En l’occurrence, donc, le fait que le mariage est une institution qui oblige à l’acte sexuel et à la fécondation de la femme (le Code civil alors en vigueur et la religion catholique sont parfaitement d’accord sur ce point) embarrasse davantage l’homme que la jeune fille. Certes le sexe est, dans Armance, disjoint de l’amour, au sens où l’amour se forme sans lui, où les amants le définissent, l’expliquent et le justifient sans lui (et il en va toujours ainsi chez Stendhal). Il n’en reste pas moins que le mariage est ce qu’il est aux yeux de chacun d’eux, à savoir qu’il légitime et même programme le rapport sexuel. À cet égard, il expose Octave et tous les Malivert au déshonneur. Il condamne également la douce et fidèle Armance à une vie de tristesse, de honte et de frustration, comme le sensible Octave l’a fort bien compris.

Écriture masculine

Nous venons d’évoquer les raisons qui font considérer au héros babilan qu’il est de son devoir de ne pas se marier. Quant aux raisons pour lesquelles Stendhal n’explique pas le malheur de son héros, elles sont sensiblement différentes, bien qu’elles aient quelque chose à voir elles aussi avec la décence, et avec la notion flottante, sujette à variation, et néanmoins impérieuse, de ce qu’un homme se doit à soi-même[45]. Le malheur d’Octave est un sujet scabreux et un peu ridicule : c’est exclusivement sous ce jour que Stendhal le présente à Mérimée, dans le cadre d’une correspondance égrillarde « entre hommes[46] », si différente du roman dans l’esprit qu’elle ne saurait en constituer un commentaire pertinent (de ce point de vue, Jean Bellemin-Noël a raison de dire que dans le dossier Armance l’auteur est « encombrant »[47]). Le babilanisme est susceptible de priver le héros de l’estime, de la sympathie et plus encore de l’empathie des lecteurs – alors que Stendhal l’a pourvu de qualités intellectuelles, physiques et morales très remarquables et qui lui sont chères. Le sujet de l’impuissance est aussi susceptible d’exposer dangereusement le romancier lui-même, a fortiori parce qu’il en parle dans la veine du romantisme sentimental, alors que Latouche vient de le traiter plus rapidement, sans le creuser, et sur un tout autre ton. En gardant le secret du secret d’Octave, Stendhal se protège lui-même autant que son héros, ne serait-ce que de l’accusation d’indécence, à plus forte raison d’impudeur – et de babilanisme. L’image de l’homme écrivant avec son propre sang peut être interprétée, sans trop de risque, comme une figuration de l’auteur lui-même et donc de son propre livre. L’authenticité du roman est pour son auteur, qui n’a pas encore mis au point sa technique de narration ironique, une raison de plus de pratiquer la « paralipse ». Ce n’est pas seulement pour doubler à son tour Mme de Duras que Stendhal attribue, dans un « Avant-propos », l’idée de son livre à une femme distinguée mais qui n’est pas sûre de son talent (A, 85[48]) : c’est aussi pour qu’on voie moins qu’après le chapitre des fiascos dans De l’amour, il s’intéresse derechef à une masculinité faillible.

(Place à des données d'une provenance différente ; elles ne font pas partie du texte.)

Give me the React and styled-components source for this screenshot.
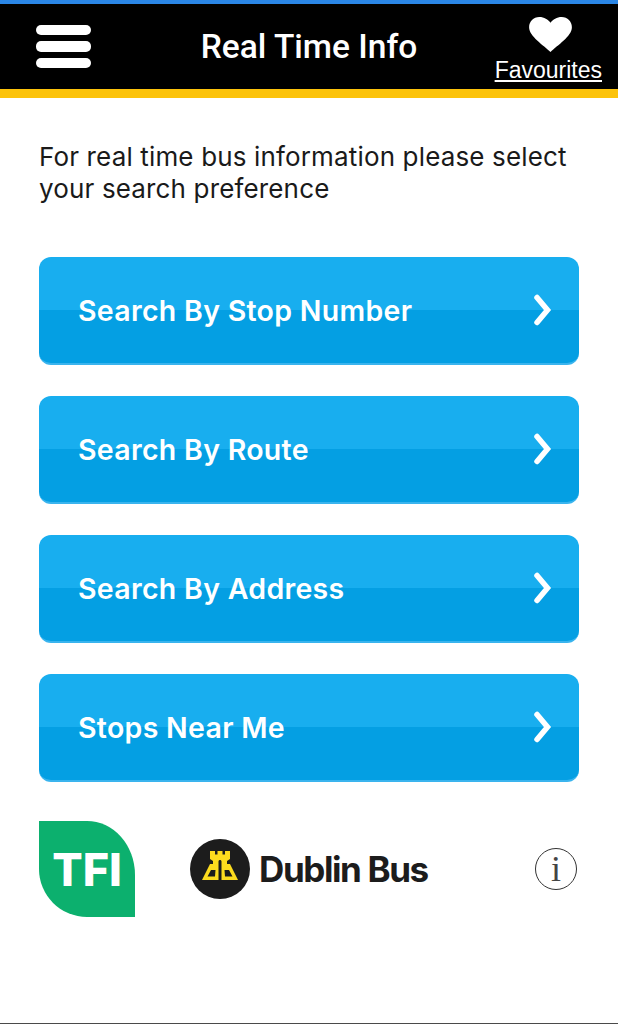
import React from 'react';
import styled, { createGlobalStyle } from 'styled-components';

const GlobalStyle = createGlobalStyle`
  html, body {
    margin: 0;
    padding: 0;
    background: #fff;
  }
  * {
    box-sizing: border-box;
  }
`;

const Page = styled.div`
  display: flex;
  flex-direction: column;
  height: 1024px;
  overflow: hidden;
  background: #fff;
  border-top: 4px solid #2a86e6;
  border-bottom: 1px solid #4a4a4a;
`;

const Header = styled.header`
  display: grid;
  grid-template-columns: 1fr auto 1fr;
  align-items: center;
  height: 94px;
  background: #000;
  border-bottom: 9px solid #fcc30b;
`;

const MenuButton = styled.div`
  display: flex;
  flex-direction: column;
  gap: 6px;
  width: 55px;
  margin-left: 36px;
`;

const MenuBar = styled.span`
  display: block;
  height: 10.5px;
  border-radius: 5px;
  background: #fff;
`;

const Title = styled.h1`
  margin: 0;
  color: #fff;
  font-family: Roboto, sans-serif;
  font-size: 33.5px;
  font-weight: 500;
  line-height: 1;
`;

const Favourites = styled.div`
  justify-self: end;
  display: flex;
  flex-direction: column;
  align-items: center;
  gap: 5px;
  margin: 6px 16px 0 0;
`;

const HeartIcon = styled.svg`
  display: block;
  margin-left: 4px;
`;

const FavouritesLabel = styled.span`
  color: #fff;
  font-family: 'Liberation Sans', sans-serif;
  font-size: 23px;
  line-height: 26px;
  text-decoration: underline;
  text-underline-offset: 2px;
`;

const Content = styled.main`
  display: flex;
  flex-direction: column;
  padding: 43px 39px 0;
`;

const Intro = styled.p`
  margin: 0 0 52px;
  color: #1a1a1a;
  font-family: Inter, sans-serif;
  font-size: 26px;
  font-weight: 400;
  letter-spacing: 0.15px;
  line-height: 32px;
`;

const ButtonList = styled.nav`
  display: flex;
  flex-direction: column;
  gap: 31px;
`;

const SearchButton = styled.a`
  display: flex;
  align-items: center;
  justify-content: space-between;
  height: 108px;
  padding: 0 27px 0 39px;
  border-radius: 12px;
  border-bottom: 2px solid #3ab4ee;
  background: linear-gradient(#18aeef 0, #18aeef 50%, #049fe3 50%, #049fe3 100%);
  color: #fff;
  font-family: Inter, sans-serif;
  font-size: 28.5px;
  font-weight: 600;
  letter-spacing: 0.3px;
  text-decoration: none;
`;

const Footer = styled.footer`
  display: flex;
  align-items: center;
  margin-top: 39px;
`;

const TfiLogo = styled.div`
  display: flex;
  align-items: center;
  justify-content: center;
  width: 96px;
  height: 96px;
  border-radius: 0 48px 0 48px / 0 54px 0 48px;
  background: #0cb06e;
  color: #fff;
  font-family: Inter, sans-serif;
  font-size: 45px;
  font-weight: 800;
  line-height: 1;
`;

const DublinBusLogo = styled.div`
  display: flex;
  align-items: center;
  gap: 9px;
  margin-left: 55px;
  color: #1c1c1c;
  font-family: Inter, sans-serif;
  font-size: 35px;
  font-weight: 700;
  letter-spacing: -1.4px;
`;

const InfoButton = styled.div`
  display: flex;
  align-items: center;
  justify-content: center;
  width: 42px;
  height: 42px;
  margin-left: auto;
  margin-right: 2px;
  border: 1.5px solid #333;
  border-radius: 50%;
  color: #444;
  font-family: 'Liberation Serif', serif;
  font-size: 36px;
  line-height: 1;
`;

const Heart = () => (
  <HeartIcon width="43" height="35" viewBox="0 0 44 36" aria-hidden="true">
    <path
      d="M22 36C15 29 0 20 0 10.5 0 4.5 4.5 0 10.5 0 15.5 0 19.5 2.5 22 6 24.5 2.5 28.5 0 33.5 0 39.5 0 44 4.5 44 10.5 44 20 29 29 22 36Z"
      fill="#fff"
    />
  </HeartIcon>
);

const Chevron = () => (
  <svg width="18" height="32" viewBox="0 0 18 32" aria-hidden="true">
    <path d="M3 3.500 13.500 16 3 28.500" fill="none" stroke="#fff" strokeWidth="5.500" strokeLinecap="round" strokeLinejoin="miter" />
  </svg>
);

const DublinBusMark = () => (
  <svg width="60" height="60" viewBox="0 0 60 60" aria-hidden="true">
    <circle cx="30" cy="30" r="30" fill="#1c1c1c" />
    <path
      fillRule="evenodd"
      fill="#fcdb1e"
      d="M20 12H25V15.500H27.500V12H32.500V15.500H35V12H40V20L37 22V25H40L48 41H31.500V22.500C31.500 20.500 28.500 20.500 28.500 22.500V41H12L20 25H23V22L20 20ZM21 31 17.500 37.500H25L25.500 31ZM34.500 31 35 37.500H42.500L39 31Z"
    />
  </svg>
);

const buttons = ['Search By Stop Number', 'Search By Route', 'Search By Address', 'Stops Near Me'];

export default function App() {
  return (
    <Page>
      <GlobalStyle />
      <Header>
        <MenuButton>
          <MenuBar />
          <MenuBar />
          <MenuBar />
        </MenuButton>
        <Title>Real Time Info</Title>
        <Favourites>
          <Heart />
          <FavouritesLabel>Favourites</FavouritesLabel>
        </Favourites>
      </Header>
      <Content>
        <Intro>For real time bus information please select your search preference</Intro>
        <ButtonList>
          {buttons.map(label => (
            <SearchButton key={label}>
              {label}
              <Chevron />
            </SearchButton>
          ))}
        </ButtonList>
        <Footer>
          <TfiLogo>TFI</TfiLogo>
          <DublinBusLogo>
            <DublinBusMark />
            Dublin Bus
          </DublinBusLogo>
          <InfoButton>i</InfoButton>
        </Footer>
      </Content>
    </Page>
  );
}
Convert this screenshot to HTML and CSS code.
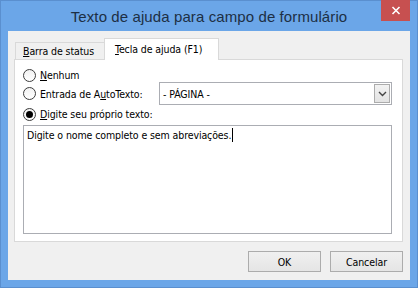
FILE: index.html
```html
<!DOCTYPE html>
<html lang="pt">
<head>
<meta charset="utf-8">
<title>Texto de ajuda para campo de formulário</title>
<link rel="stylesheet" href="styles.css">
</head>
<body>
<div class="window">
  <div class="titlebar">
    <div class="title">Texto de ajuda para campo de formulário</div>
    <div class="close"><svg width="10" height="9" viewBox="0 0 10 9"><path d="M1.5 1 L8.5 8 M8.5 1 L1.5 8" stroke="#fff" stroke-width="1.6" fill="none"/></svg></div>
  </div>
  <div class="client">
    <div class="tabs">
      <div class="tab"><u>B</u>arra de status</div>
      <div class="tab active"><u>T</u>ecla de ajuda (F1)</div>
    </div>
    <div class="panel">
      <div class="row">
        <span class="radio"></span><span class="label"><u>N</u>enhum</span>
      </div>
      <div class="row row-select">
        <span class="radio"></span><span class="label label-wide">Entrada de A<u>u</u>toTexto:</span>
        <div class="select">
          <span class="select-text">- PÁGINA -</span>
          <span class="select-btn"><svg width="9" height="6" viewBox="0 0 9 6"><path d="M1 1 L4.5 4.5 L8 1" stroke="#444" stroke-width="1.4" fill="none"/></svg></span>
        </div>
      </div>
      <div class="row row-own">
        <span class="radio checked"></span><span class="label"><u>D</u>igite seu próprio texto:</span>
      </div>
      <div class="textarea">Digite o nome completo e sem abreviações.<span class="caret"></span></div>
    </div>
    <div class="buttons">
      <div class="btn">OK</div>
      <div class="btn">Cancelar</div>
    </div>
  </div>
</div>
</body>
</html>
```

FILE: styles.css
```css
* { box-sizing: border-box; }
html, body { margin: 0; padding: 0; }
body {
  width: 418px;
  height: 288px;
  overflow: hidden;
  font-family: "DejaVu Sans Condensed", "DejaVu Sans", sans-serif;
  font-stretch: condensed;
  font-size: 10.5px;
  letter-spacing: -0.1px;
  color: #000;
}
.window {
  width: 418px;
  height: 288px;
  background: #6ba6e8;
  border: 1px solid #5a8fcf;
  padding: 0 7px 7px 7px;
  display: flex;
  flex-direction: column;
}
.titlebar {
  height: 30px;
  display: flex;
  align-items: flex-start;
  justify-content: center;
  position: relative;
}
.title {
  font-family: "Liberation Sans", sans-serif;
  font-stretch: normal;
  font-size: 15px;
  color: #1d2f44;
  margin-top: 7px;
  letter-spacing: 0.1px;
}
.close {
  position: absolute;
  right: 0;
  top: -1px;
  width: 29px;
  height: 21px;
  background: #c75050;
  display: flex;
  align-items: center;
  justify-content: center;
}
.client {
  flex: 1;
  background: #f0f0f0;
  padding: 7px 7px 0 6px;
  display: flex;
  flex-direction: column;
}
.tabs {
  display: flex;
  align-items: flex-end;
  height: 21px;
  padding-left: 1px;
  position: relative;
  z-index: 1;
}
.tab {
  width: 90px;
  height: 17px;
  padding: 0 0 0 7px;
  border: 1px solid #d9d9d9;
  border-bottom: none;
  background: #f0f0f0;
  line-height: 16px;
  white-space: nowrap;
}
.tab.active {
  width: 115px;
  height: 22px;
  margin-bottom: -1px;
  background: #fff;
  border-color: #d9d9d9;
  padding: 2px 0 0 10px;
  margin-left: -1px;
}
.panel {
  height: 183px;
  background: #fff;
  border: 1px solid #d9d9d9;
  padding: 8px 10px 0 8px;
  display: flex;
  flex-direction: column;
}
.row {
  display: flex;
  align-items: center;
  height: 14px;
}
.row-select {
  height: 23px;
}
.row-own {
  margin-top: 2px;
}
.radio {
  width: 13px;
  height: 13px;
  border-radius: 50%;
  border: 1px solid #3c3c3c;
  background: linear-gradient(#f2f2f2, #fff);
  flex: none;
  display: flex;
  align-items: center;
  justify-content: center;
}
.radio.checked::after {
  content: "";
  width: 7px;
  height: 7px;
  border-radius: 50%;
  background: #000;
}
.label { margin-left: 4px; white-space: nowrap; }
.label-wide { width: 119px; }
.select {
  width: 233px;
  height: 23px;
  border: 1px solid #abadb3;
  background: #fff;
  display: flex;
  align-items: center;
  justify-content: space-between;
  padding: 0 1px 0 3px;
}
.select-btn {
  width: 16px;
  height: 19px;
  border: 1px solid #acacac;
  background: linear-gradient(#f2f2f2, #e3e3e3);
  display: flex;
  align-items: center;
  justify-content: center;
}
.textarea {
  margin-top: 4px;
  width: 369px;
  height: 109px;
  border: 1px solid #abadb3;
  padding: 2px 3px;
  line-height: 14px;
}
.caret {
  display: inline-block;
  width: 1px;
  height: 14px;
  background: #000;
  vertical-align: top;
  margin-left: 1px;
}
.buttons {
  display: flex;
  justify-content: flex-end;
  gap: 9px;
  padding-top: 9px;
}
.btn {
  width: 73px;
  height: 21px;
  border: 1px solid #acacac;
  background: linear-gradient(#f0f0f0, #e5e5e5);
  display: flex;
  align-items: center;
  justify-content: center;
}
```
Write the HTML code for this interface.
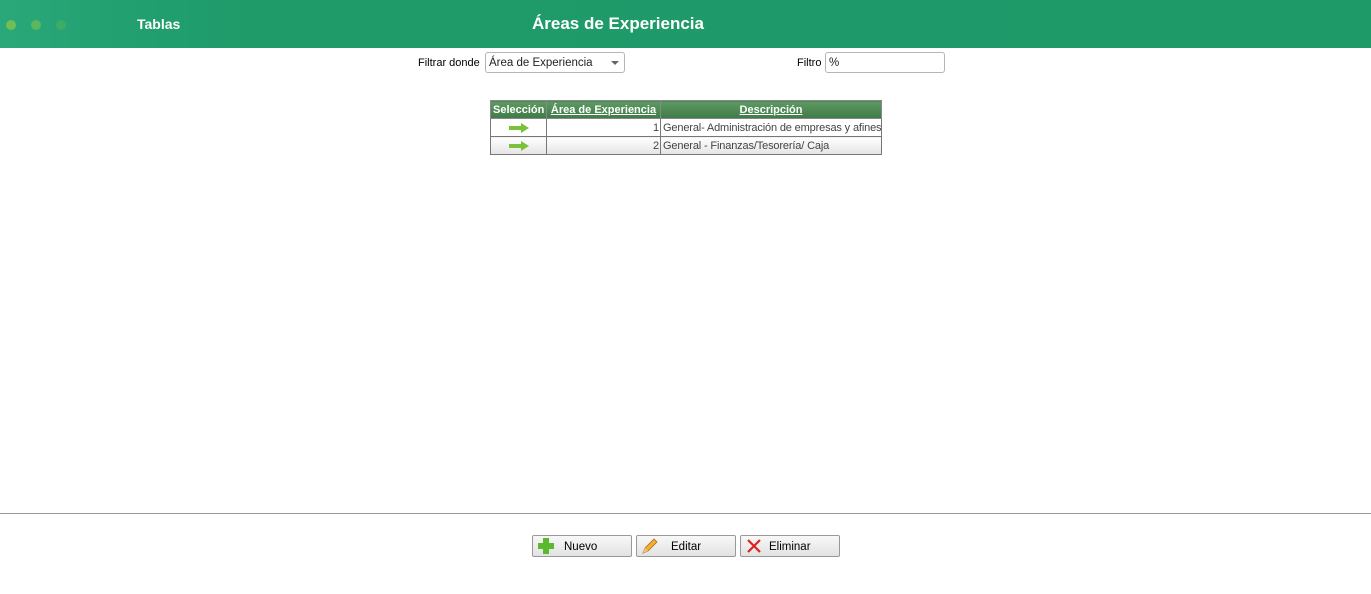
<!DOCTYPE html>
<html><head><meta charset="utf-8"><style>
body{margin:0;width:1371px;height:594px;background:#fff;font-family:"Liberation Sans",sans-serif;position:relative;overflow:hidden}
.hdr{position:absolute;left:0;top:0;width:1371px;height:48px;background:linear-gradient(90deg,#2aa87a 0,#22a070 120px,#1f9b6a 250px,#1e9a69 100%)}
.dot{position:absolute;top:20px;width:10px;height:10px;border-radius:50%}
.t{position:absolute;color:#fff;font-weight:bold}
.lbl{position:absolute;font-size:11px;color:#000}
.box{position:absolute;border:1px solid #b5b5b5;border-radius:3px;height:21px;box-sizing:border-box;font-size:11.5px;padding:4px 3px;color:#222}
table{position:absolute;left:490px;top:100px;border-collapse:collapse;font-size:11px;table-layout:fixed;width:391px}
th{background:linear-gradient(#5e9a62,#3f7a48);color:#fff;height:17px;padding:0 2px;border:1px solid #888;text-decoration:underline;font-size:11px;white-space:nowrap;overflow:hidden}
th:first-child{text-decoration:none}
td{border:1px solid #777;height:17px;padding:0 1px 0 2px;color:#444;white-space:nowrap;overflow:hidden;letter-spacing:-0.15px}
tr.r2 td{background:linear-gradient(#fff,#e4e4e4)}
.arr{display:block;margin:auto;width:20px;height:10px}
.btn{position:absolute;top:535px;width:100px;height:22px;box-sizing:border-box;border:1px solid #999;border-radius:2px;background:linear-gradient(#f8f8f8,#e2e2e2);font-size:11.5px;color:#000}
.btn span{position:absolute;top:5px}
</style></head><body>
<div class="hdr">
<div class="dot" style="left:6px;background:#6fbf56"></div>
<div class="dot" style="left:31px;background:#5bb75e"></div>
<div class="dot" style="left:56px;background:#3eab66"></div>
<div class="t" style="left:137px;top:16px;font-size:14px">Tablas</div>
<div class="t" style="left:532px;top:14px;font-size:17px">Áreas de Experiencia</div>
</div>
<div class="lbl" style="left:418px;top:57px">Filtrar donde</div>
<div class="box" style="left:485px;top:52px;width:140px">Área de Experiencia<span style="position:absolute;right:5px;top:8px;border:4px solid transparent;border-top:4px solid #666;border-bottom:0"></span></div>
<div class="lbl" style="left:797px;top:57px">Filtro</div>
<div class="box" style="left:825px;top:52px;width:120px">%</div>
<table>
<colgroup><col style="width:56px"><col style="width:114px"><col style="width:221px"></colgroup>
<tr><th>Selección</th><th>Área de Experiencia</th><th>Descripción</th></tr>
<tr><td><svg class="arr" viewBox="0 0 20 10"><path d="M0 3h12V0l8 5-8 5V7H0z" fill="#7cc13a"/></svg></td><td style="text-align:right">1</td><td>General- Administración de empresas y afines</td></tr>
<tr class="r2"><td><svg class="arr" viewBox="0 0 20 10"><path d="M0 3h12V0l8 5-8 5V7H0z" fill="#7cc13a"/></svg></td><td style="text-align:right">2</td><td>General - Finanzas/Tesorería/ Caja</td></tr>
</table>
<div style="position:absolute;left:0;top:513px;width:1371px;height:1px;background:#999"></div>
<div class="btn" style="left:532px"><svg style="position:absolute;left:5px;top:2px" width="16" height="16" viewBox="0 0 16 16"><path d="M5 0h6v5h5v6h-5v5H5v-5H0V5h5z" fill="#5cb82e"/></svg><span style="left:31px">Nuevo</span></div>
<div class="btn" style="left:636px"><svg style="position:absolute;left:4px;top:2px" width="18" height="17" viewBox="0 0 18 17"><path d="M2 15l2-5L13 1l3 3-9 9z" fill="#f0b030" stroke="#b07020" stroke-width=".8"/><path d="M2 15l2-5 3 3z" fill="#e8c890"/></svg><span style="left:34px">Editar</span></div>
<div class="btn" style="left:740px"><svg style="position:absolute;left:6px;top:3px" width="14" height="14" viewBox="0 0 14 14"><path d="M1 1l12 12M13 1L1 13" stroke="#e02020" stroke-width="2.2"/></svg><span style="left:28px">Eliminar</span></div>
</body></html>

Nous proposons de dire que l’entreprise si énigmatique d’Armance est un cas remarquable d’écriture masculine, au sens où il s’agit, pour un homme, de réfléchir à la condition masculine dans sa dimension la plus intime, mais aussi la plus sociale, en dehors des scénarios héroïques controuvés. Ce n’est pas un texte sur la difficulté d’être un homme dans la société patriarcale, et en ce sens le phénomène que nous appelons écriture masculine n’est pas symétrique de ce qu’on appelle ou a appelé écriture féminine ; il n’y a pas de revendication juridique et politique à la clef, du moins pas quand c’est, comme ici, d’un hétérosexuel qu’on parle, et présentant toutes les garanties possibles au regard de l’ordre (la noblesse, la fortune, la nationalité française, le catholicisme, etc.). Mais Armance est un roman qui raconte et qui détaille avec empathie un type de malheur que seul un homme peut expérimenter, dans cette même société patriarcale et plus généralement discriminante. Il décrit parallèlement le malheur d’une jeune fille, destinée comme toute jeune fille qu’on n’enferme pas au couvent à la reproduction, et cependant inépousable[49].

L’idée n’est pas qu’Armance développe une critique de la société patriarcale : aucun roman de Stendhal ne passe d’ailleurs ce cap. Ce sont simplement les pères, assez souvent les prêtres, et presque toujours les rois, ministres, officiers, etc., qui font l’objet de la critique ou de la satire stendhalienne. Aucune autre alternative d’ensemble à l’ordre social n’est jamais projetée. Mais l’ordre n’est jamais favorable au bonheur des héros et des héroïnes stendhaliennes ; ils et elles doivent toujours le conquérir contre lui, et en dehors de lui, dans une forme de clandestinité et d’illégalité. Stendhal, en particulier, s’intéresse à des personnages masculins dans lesquels les lecteurs ne peuvent pas reconnaître l’expression de la norme, pas même de la norme de genre, et Armance inaugure cette série de portraits masculins avec une finesse et une profondeur de vue remarquables.